Access to Records and Evidence
The court found that Kitzman had ample opportunity to review the defendants’ records both before and during the trial, but he failed to present sufficient evidence to warrant a new trial or additional testimony. It noted that Kitzman and his accountants had full access to the defendants' books and records, which undermined his later claims of needing more information to support his case. The court indicated that Kitzman did not effectively utilize the time and resources available to him to prepare a comprehensive case. Moreover, when the trial concluded, both parties had agreed upon a timeline for coordinating figures, but Kitzman did not provide the necessary documentation or coordination of accounts as promised.
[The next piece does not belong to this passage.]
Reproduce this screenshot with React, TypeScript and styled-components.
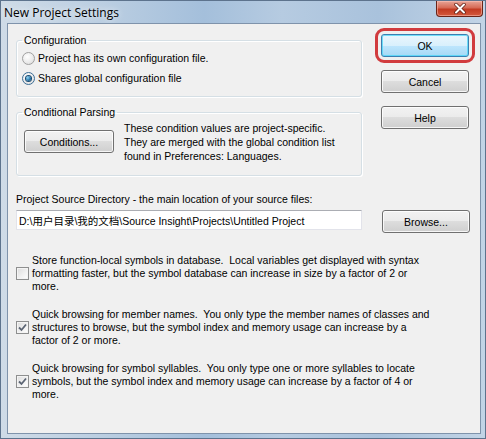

This lack of follow-through on Kitzman's part further weakened his position in seeking additional evidence and demonstrated a failure to act diligently in pursuing his claims.
Conclusion of Good Faith
The court ultimately concluded that Kitzman’s late discovery of uncollectible debts did not indicate any wrongdoing or lack of good faith on the part of the defendants. It found that the losses Kitzman sought to attribute to the defendants stemmed from debts he had accepted and treated as his own, which he later discovered to be uncollectible. The court's decision affirmed that the defendants had acted in good faith throughout their business relationship and had fulfilled their obligations as stipulated in their agreement. The time gap between the severance of their business relationship and the initiation of Kitzman's lawsuit was also noted, suggesting that Kitzman had ample time to address any grievances he had prior to filing the suit. This aspect further solidified the court's ruling that the defendants were not liable for the losses Kitzman experienced, as they had adhered to the standards of good faith required in their dealings.